SAN ANTONIO — If you stand too close, you may strain your neck looking at Rudy Herrera's latest downtown art work which spans the nine-story historic Kress building. But just imagine if you were Herrera, who is afraid of heights, and had to push through to get the job done.
Herrera spent about five weeks, from 9 a.m. to midnight, seven days a week on his labor of love, also known as "The Last Parade" for Centro San Antonio. He had help of course, but the emotional support of fellow muralists Ana Hernandez, Ashley Alvarez and Crystal Tamez, was just as important as the physical support of a four-foot lift.

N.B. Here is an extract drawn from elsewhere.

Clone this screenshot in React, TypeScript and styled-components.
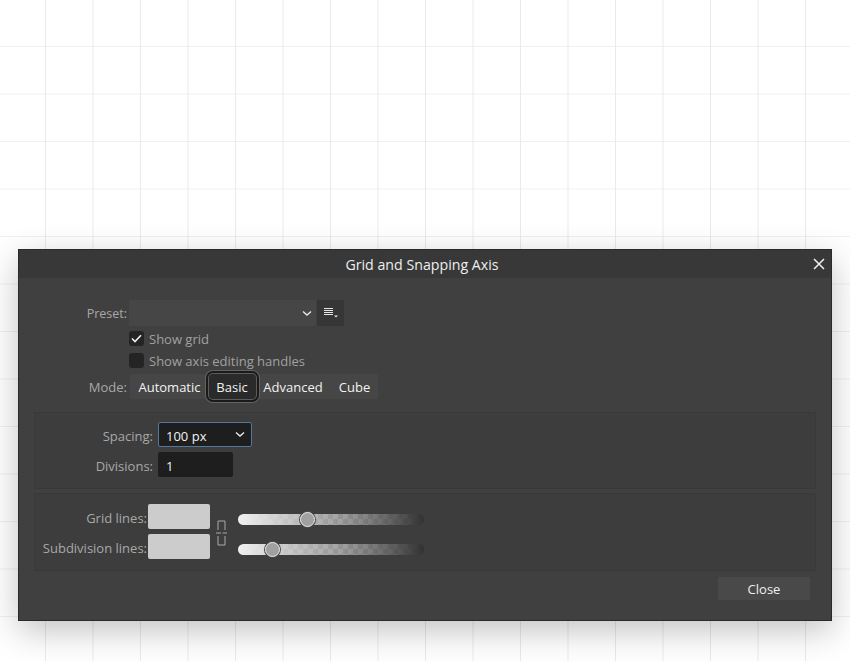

"They contributed a lot as far as knowledge. There would be times where, you know, I'm afraid of heights - we'd go up there. My homie, Slim - he'd be talking in my ear and I'd have to tell Slim, like, 'Hey, be quiet... I'm in flight or fight right now.' But my homie, Crystal, she was really cool because I'd be like, 'Hey Crystal, I'm scared. Here's the color key - tell me what I need to do.' And like the boss she is - she'd be like boom, boom, boom. And they all kind of did that for me. I kind of got babied when they were around, but they were a big help in all the senses."
The mural is one of the last of the 21 public projects being completed in 2021 as part of Centro San Antonio’s Art Everywhere initiative. The idea is to showcase local artists' work all over downtown.